De 1966 a 1996, era fácil esto de la corrupción, pues se daba como un hecho que Balaguer, el déspota más ilustrado de los delfines de Trujillo, poseía innatas capacidades para convertir la corrupción en un instrumento para el control político.

Hagan memoria o pregúntenle al abuelo. No olvidemos que Trujillo fue impuesto por Estados Unidos, no solo para tener control del país, sino también para apaciguar, ordenar y evitar la continuidad del “conchoprimismo” militante de esos años.

Trujillo, como Hitler o Trump, son el fruto de unos olvidos, del descuido irresponsable de unas élites económicas y políticas que no han logrado constituirse en clase gobernante, aunque sí dominante, (J. Bosch).

Unas élites celosas (como guinea tuerta) de sus viejos privilegios, al punto de que muchos de sus miembros se asumen ya, no solo como oligarquía sino también como monarquía nacional con la corona del dinero.

El país no ha cambiado tanto.
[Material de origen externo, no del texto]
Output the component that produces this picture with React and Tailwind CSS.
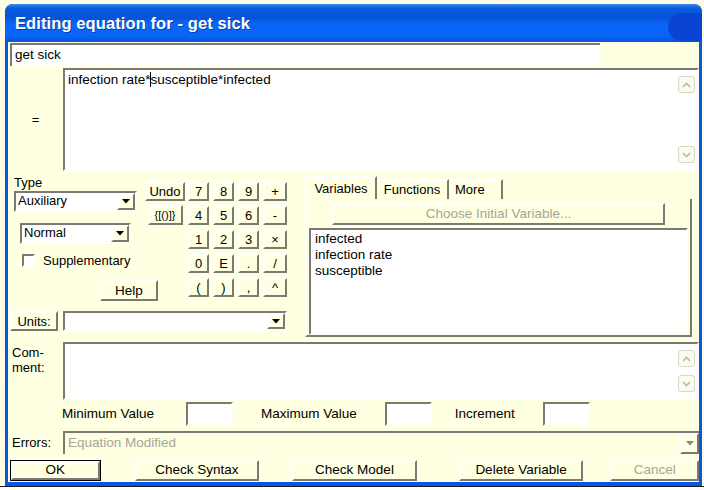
import React from 'react';

const font = { fontFamily: '"Liberation Sans", Arial, sans-serif' };

// classic 3D edges on the pale yellow dialog
const raised = 'border-2 border-t-white border-l-white border-b-[#7a7a72] border-r-[#7a7a72] bg-[#ffffe1]';
const sunken = 'border-2 border-t-[#7a7a72] border-l-[#7a7a72] border-b-[#fffff4] border-r-[#fffff4]';

function Btn({ className = '', children, disabled }) {
  return (
    <div
      className={`${raised} flex items-center justify-center leading-none ${
        disabled ? 'text-[#a6a69a]' : 'text-black'
      } ${className}`}
    >
      {children}
    </div>
  );
}

function DownArrow() {
  return (
    <svg width="8" height="5" viewBox="0 0 8 5">
      <path d="M0 0h8L4 4.5z" fill="#000" />
    </svg>
  );
}

function Select({ className = '', value }) {
  return (
    <div className={`${sunken} bg-white flex items-stretch ${className}`}>
      <div className="flex-1 pl-[2px] text-[13px] leading-[16px]">{value}</div>
      <div className={`${raised} w-[18px] flex items-center justify-center`}>
        <DownArrow />
      </div>
    </div>
  );
}

function ScrollArrow({ up }) {
  return (
    <div className="w-[17px] h-[17px] rounded-[3px] border border-[#d8d8c4] bg-[#fbfbee] flex items-center justify-center">
      <svg width="9" height="6" viewBox="0 0 9 6">
        <path
          d={up ? 'M1 5L4.5 1.5 8 5' : 'M1 1l3.5 3.5L8 1'}
          stroke="#b8b8b0"
          strokeWidth="1.6"
          fill="none"
        />
      </svg>
    </div>
  );
}

function ScrollCol() {
  return (
    <div className="w-[19px] flex flex-col justify-between py-[6px] pr-[2px]">
      <ScrollArrow up />
      <ScrollArrow />
    </div>
  );
}

const keys = ['7', '8', '9', '+', '4', '5', '6', '-', '1', '2', '3', '×', '0', 'E', '.', '/', '(', ')', ',', '^'];

export default function App() {
  return (
    <div className="w-[704px] h-[490px] bg-[#fffbe4] overflow-hidden flex flex-col" style={font}>
      <div className="h-[4px]" />
      <div className="ml-[5px] w-[697px] h-[482px] flex flex-col rounded-t-[8px] bg-[#0756e4] px-[3px] pb-[4px]">
        {/* title bar */}
        <div className="h-[38px] -mx-[3px] rounded-t-[8px] bg-[linear-gradient(#3b8cf5_0px,#0a5cdc_4px,#0553d6_14px,#0a66f8_20px,#0765f6_32px,#0751de_38px)] flex items-center pl-[10px] relative overflow-hidden">
          <span className="text-white font-bold text-[16.5px] tracking-[0.1px] [text-shadow:1px_1px_0_#0a3fa8]">
            Editing equation for - get sick
          </span>
          <div className="absolute right-[-14px] top-[9px] w-[48px] h-[28px] rounded-l-[16px] bg-[#0a44d2]" />
        </div>

        {/* client area */}
        <div className="flex-1 bg-[#ffffe1] flex flex-col text-[13px] text-black">
          <div className="h-[1px]" />
          <div className="ml-[2px] w-[590px] h-[23px] bg-white border-l-2 border-t-2 border-[#7a7a72] pl-[3px] leading-[19px] text-[13.5px]">
            get sick
          </div>

          {/* equation */}
          <div className="flex h-[103px] mt-[2px]">
            <div className="w-[55px] flex items-center justify-center text-[13px]">=</div>
            <div className={`${sunken} flex-1 bg-white flex`}>
              <div className="flex-1 pl-[3px] pt-[2px] leading-[15px] text-[13.5px]">
                infection rate*<span className="border-l border-black -ml-[1px]">s</span>usceptible*infected
              </div>
              <ScrollCol />
            </div>
          </div>

          {/* middle block */}
          <div className="flex mt-[5px] h-[161px]">
            <div className="w-[297px] flex flex-col">
              <div className="flex">
                <div className="w-[130px] flex flex-col pl-[6px]">
                  <div className="leading-[14px]">Type</div>
                  <Select className="mt-[1px] w-[123px] h-[21px]" value="Auxiliary" />
                  <Select className="mt-[11px] ml-[6px] w-[111px] h-[21px]" value="Normal" />
                  <div className="flex items-center mt-[7px] ml-[8px]">
                    <div className={`${sunken} w-[13px] h-[13px] bg-white`} />
                    <span className="ml-[8px]">Supplementary</span>
                  </div>
                </div>
                <div className="flex flex-col items-center w-[48px] pt-[6px] pl-[6px]">
                  <Btn className="w-[40px] h-[19px] text-[13px]">Undo</Btn>
                  <Btn className="mt-[4px] w-[35px] h-[20px] text-[11px]">{'{[()]}'}</Btn>
                </div>
                <div className="grid grid-cols-[21px_21px_21px_24px] gap-x-[4px] gap-y-[5px] pt-[6px] ml-[2px]">
                  {keys.map((k) => (
                    <Btn key={k} className="h-[19px] text-[13px]">
                      {k}
                    </Btn>
                  ))}
                </div>
              </div>
              <div className="flex -mt-[17px] ml-[92px]">
                <Btn className="w-[58px] h-[21px] text-[13.5px]">Help</Btn>
              </div>
              <div className="flex mt-[10px] items-center">
                <Btn className="ml-[2px] w-[48px] h-[20px] text-[13px]">Units:</Btn>
                <Select className="ml-[5px] w-[224px] h-[20px]" value="" />
              </div>
            </div>

            {/* tabs */}
            <div className="w-[390px] flex flex-col">
              <div className="flex items-end h-[23px]">
                <div className="h-[23px] w-[72px] border-t-2 border-l-2 border-white border-r-2 border-r-[#7a7a72] flex items-center justify-center rounded-tl-[2px]">
                  Variables
                </div>
                <div className="h-[20px] w-[72px] border-t-2 border-white border-r-2 border-r-[#7a7a72] flex items-center justify-center">
                  Functions
                </div>
                <div className="h-[20px] w-[54px] border-t-2 border-white border-r-2 border-r-[#7a7a72] flex items-center pl-[6px]">
                  More
                </div>
              </div>
              <div className="flex-1 border-l-2 border-white border-r-2 border-r-[#7a7a72] border-b-2 border-b-[#7a7a72] flex flex-col px-[2px] mr-[3px]">
                <Btn disabled className="mt-[4px] ml-[23px] w-[333px] h-[22px] text-[13.5px]">
                  Choose Initial Variable...
                </Btn>
                <div className={`${sunken} mt-[3px] flex-1 bg-white pl-[4px] pt-[1px] leading-[16px] text-[13.5px]`}>
                  <div>infected</div>
                  <div>infection rate</div>
                  <div>susceptible</div>
                </div>
              </div>
            </div>
          </div>

          {/* comment */}
          <div className="flex h-[58px] mt-[5px]">
            <div className="w-[55px] pl-[4px] pt-[3px] leading-[15px]">
              Com-
              <br />
              ment:
            </div>
            <div className={`${sunken} flex-1 bg-white flex justify-end`}>
              <ScrollCol />
            </div>
          </div>

          {/* limits */}
          <div className="flex items-center h-[24px] mt-[2px] text-[13.5px]">
            <span className="ml-[54px]">Minimum Value</span>
            <div className={`${sunken} ml-[32px] w-[47px] h-[24px] bg-white`} />
            <span className="ml-[28px]">Maximum Value</span>
            <div className={`${sunken} ml-[28px] w-[47px] h-[24px] bg-white`} />
            <span className="ml-[23px]">Increment</span>
            <div className={`${sunken} ml-[28px] w-[47px] h-[24px] bg-white`} />
          </div>

          {/* errors */}
          <div className="flex h-[23px] mt-[5px] items-center">
            <div className="w-[55px] pl-[4px]">Errors:</div>
            <div className="flex-1 h-[23px] border-l-2 border-t-2 border-[#7a7a72] flex items-stretch">
              <div className="flex-1 pl-[3px] leading-[19px] text-[13.5px] text-[#a6a69a]">Equation Modified</div>
              <div className={`${raised} w-[19px] flex items-center justify-center`}>
                <svg width="8" height="5" viewBox="0 0 8 5">
                  <path d="M0 0h8L4 4.5z" fill="#8a8a84" />
                </svg>
              </div>
            </div>
          </div>

          {/* buttons */}
          <div className="flex items-center h-[22px] mt-[5px] text-[13.5px]">
            <div className="ml-[2px] w-[91px] h-[21px] border border-black flex">
              <Btn className="flex-1">OK</Btn>
            </div>
            <Btn className="ml-[34px] w-[125px] h-[21px]">Check Syntax</Btn>
            <Btn className="ml-[33px] w-[125px] h-[21px]">Check Model</Btn>
            <Btn className="ml-[42px] w-[125px] h-[21px]">Delete Variable</Btn>
            <Btn disabled className="ml-[27px] w-[89px] h-[21px]">
              Cancel
            </Btn>
          </div>
        </div>
      </div>
      <div className="flex-1 bg-white border-t border-[#1a1a2a]" />
    </div>
  );
}
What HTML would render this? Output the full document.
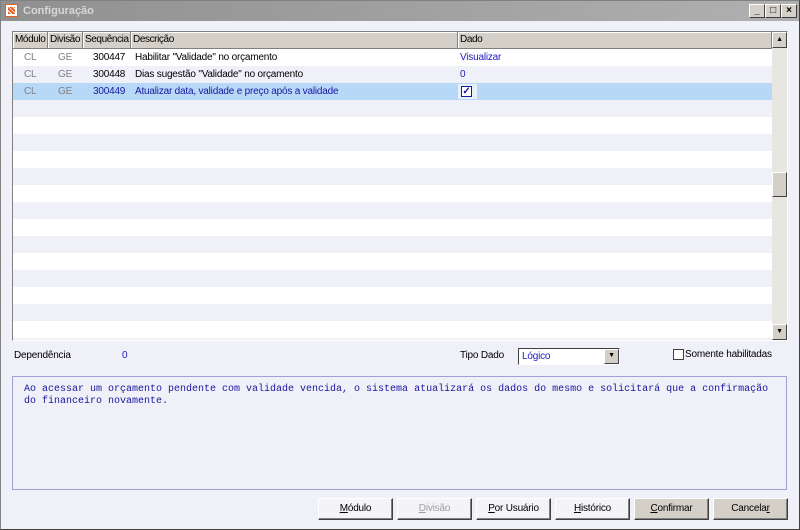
<!DOCTYPE html>
<html><head><meta charset="utf-8"><style>
*{box-sizing:border-box;margin:0;padding:0}
body{width:800px;height:530px;overflow:hidden;font-family:"Liberation Sans",sans-serif;font-size:10px;letter-spacing:-0.2px;background:#f0f0f8;position:relative;color:#000}
.abs{position:absolute}
#frame{left:0;top:0;width:800px;height:530px;border:1px solid #808080;border-right-color:#404040;border-bottom-color:#404040}
#title{left:1px;top:1px;width:798px;height:20px;background:linear-gradient(to right,#909090,#b0b0b0);color:#d8d8d8;font-weight:bold;font-size:11px;line-height:20px;padding-left:22px;letter-spacing:0}
.tb{top:4px;width:16px;height:14px;background:#d4d0c8;border:1px solid;border-color:#fff #404040 #404040 #fff;font-size:10px;line-height:11px;text-align:center;font-weight:bold}
#grid{left:12px;top:31px;width:776px;height:310px;border:1px solid;border-color:#808080 #fff #fff #808080;background:#fff;overflow:hidden}
.hd{top:0;height:17px;background:#d4d0c8;border-right:1px solid #808080;border-bottom:1px solid #808080;line-height:16px;padding-left:2px;box-shadow:inset 1px 1px 0 #fff;white-space:nowrap;overflow:hidden;letter-spacing:-0.4px}
.row{left:0;width:759px;height:17px;line-height:17px}
.c{position:absolute;top:0;white-space:nowrap}
.btn{top:498px;width:75px;height:22px;border:1px solid;border-color:#fff #404040 #404040 #fff;text-align:center;line-height:20px;box-shadow:inset -1px -1px 0 #808080}
u{text-decoration:underline}
</style></head><body>
<div id="frame" class="abs"></div>
<div id="title" class="abs">Configuração</div>
<div class="abs" style="left:5px;top:4px;width:13px;height:13px;background:#fff;border:1px solid #e86020"><div style="margin:2px;width:7px;height:7px;background:repeating-linear-gradient(45deg,#e86020 0 2px,#fff 2px 3px)"></div></div>
<div class="abs tb" style="left:749px">_</div>
<div class="abs tb" style="left:765px">□</div>
<div class="abs tb" style="left:781px">×</div>

<div id="grid" class="abs">
 <div class="abs hd" style="left:0;width:35px">Módulo</div>
 <div class="abs hd" style="left:35px;width:35px">Divisão</div>
 <div class="abs hd" style="left:70px;width:48px">Sequência</div>
 <div class="abs hd" style="left:118px;width:327px">Descrição</div>
 <div class="abs hd" style="left:445px;width:314px">Dado</div>
 <div class="abs" style="left:0;top:17px;width:759px;height:300px;background:repeating-linear-gradient(#fff 0 17px,#f0f0f8 17px 34px)"></div>
 <div class="abs row" style="top:17px"><span class="c" style="left:11px;color:#808080">CL</span><span class="c" style="left:45px;color:#808080">GE</span><span class="c" style="left:80px">300447</span><span class="c" style="left:122px">Habilitar "Validade" no orçamento</span><span class="c" style="left:447px;color:#2020c0">Visualizar</span></div>
 <div class="abs row" style="top:34px"><span class="c" style="left:11px;color:#808080">CL</span><span class="c" style="left:45px;color:#808080">GE</span><span class="c" style="left:80px">300448</span><span class="c" style="left:122px">Dias sugestão "Validade" no orçamento</span><span class="c" style="left:447px;color:#2020c0">0</span></div>
 <div class="abs row" style="top:51px;background:#b8d8f8;color:#1818a0"><span class="c" style="left:11px;color:#808080">CL</span><span class="c" style="left:45px;color:#808080">GE</span><span class="c" style="left:80px">300449</span><span class="c" style="left:122px">Atualizar data, validade e preço após a validade</span>
  <span class="c" style="left:445px;top:1px;width:19px;height:15px;background:#e8f0fc"><span class="abs" style="left:3px;top:2px;width:11px;height:11px;border:1px solid #1818a0;background:#fff;font-size:10px;line-height:9px;text-align:center;font-weight:bold">✓</span></span></div>
 <div class="abs" style="left:759px;top:0;width:15px;height:308px;background:#e8e6e0"></div>
 <div class="abs tb" style="left:759px;top:0;width:15px;height:16px;font-size:7px;line-height:13px">▲</div>
 <div class="abs tb" style="left:759px;top:140px;width:15px;height:25px"></div>
 <div class="abs tb" style="left:759px;top:292px;width:15px;height:16px;font-size:7px;line-height:13px">▼</div>
</div>

<div class="abs" style="left:14px;top:350px">Dependência</div>
<div class="abs" style="left:122px;top:350px;color:#2020c0">0</div>
<div class="abs" style="left:460px;top:350px">Tipo Dado</div>
<div class="abs" style="left:518px;top:348px;width:102px;height:17px;background:#fff;border:1px solid;border-color:#404040 #fff #fff #404040;color:#2020c0;padding-left:3px;line-height:16px">Lógico
 <div class="abs tb" style="left:85px;top:0;width:15px;height:15px;font-size:7px;line-height:12px;color:#000">▼</div></div>
<div class="abs" style="left:673px;top:349px;width:11px;height:11px;border:1px solid #404040;background:#fff"></div>
<div class="abs" style="left:685px;top:349px">Somente habilitadas</div>

<div class="abs" style="left:12px;top:376px;width:775px;height:114px;border:1px solid #a0a0d8;background:#f0f0f8;color:#1818a0;font-family:'Liberation Mono',monospace;font-size:10px;letter-spacing:0;line-height:12px;padding:7px 11px;white-space:nowrap">Ao acessar um orçamento pendente com validade vencida, o sistema atualizará os dados do mesmo e solicitará que a confirmação<br>do financeiro novamente.</div>

<div class="abs btn" style="left:318px;background:#f4f4f8"><u>M</u>ódulo</div>
<div class="abs btn" style="left:397px;background:#f4f4f8;color:#a0a0a0"><u>D</u>ivisão</div>
<div class="abs btn" style="left:476px;background:#f4f4f8"><u>P</u>or Usuário</div>
<div class="abs btn" style="left:555px;background:#f4f4f8"><u>H</u>istórico</div>
<div class="abs btn" style="left:634px;background:#d4d0c8"><u>C</u>onfirmar</div>
<div class="abs btn" style="left:713px;background:#d4d0c8">Cancela<u>r</u></div>
</body></html>
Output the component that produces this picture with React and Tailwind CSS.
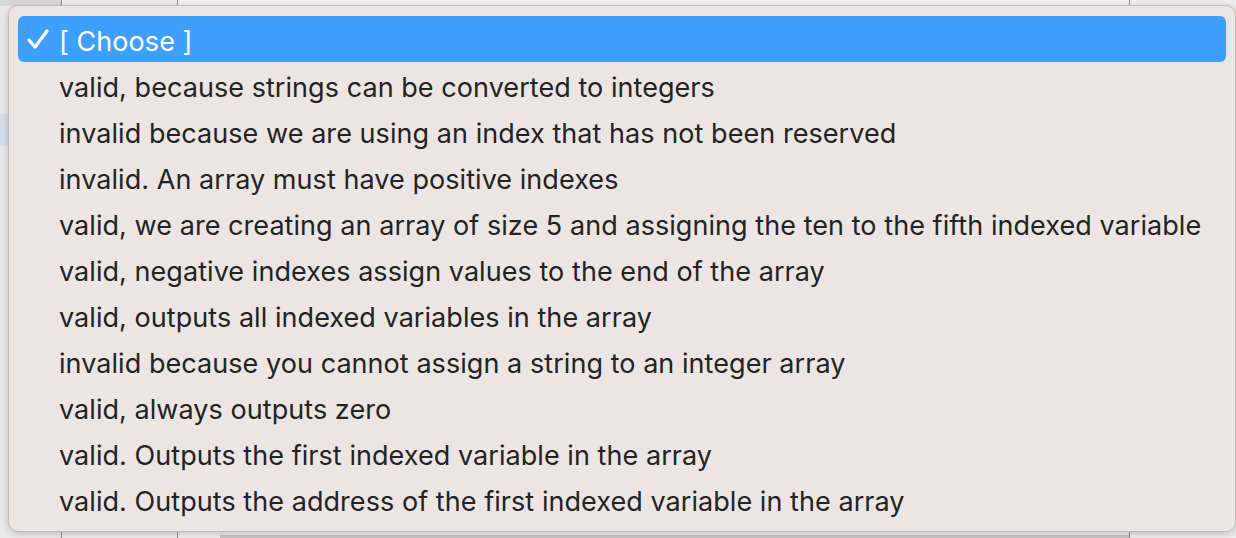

Busque los apellidos de los ministros y suplidores del Estado de todos nuestros gobiernos desde Pedro Santana (1844) hasta ayer, y encontrará el origen de muchas de las fortunas nacionales que, apoyadas en actores de las élites políticas, lograron el bíblico milagro, no de los panes y los peces, sino el de aumentar el número de sus miembros y, finalmente, profesionalizar la bendita corrupción.

Por eso nos ha sido tan difícil, -en los hechos- frenar la impunidad.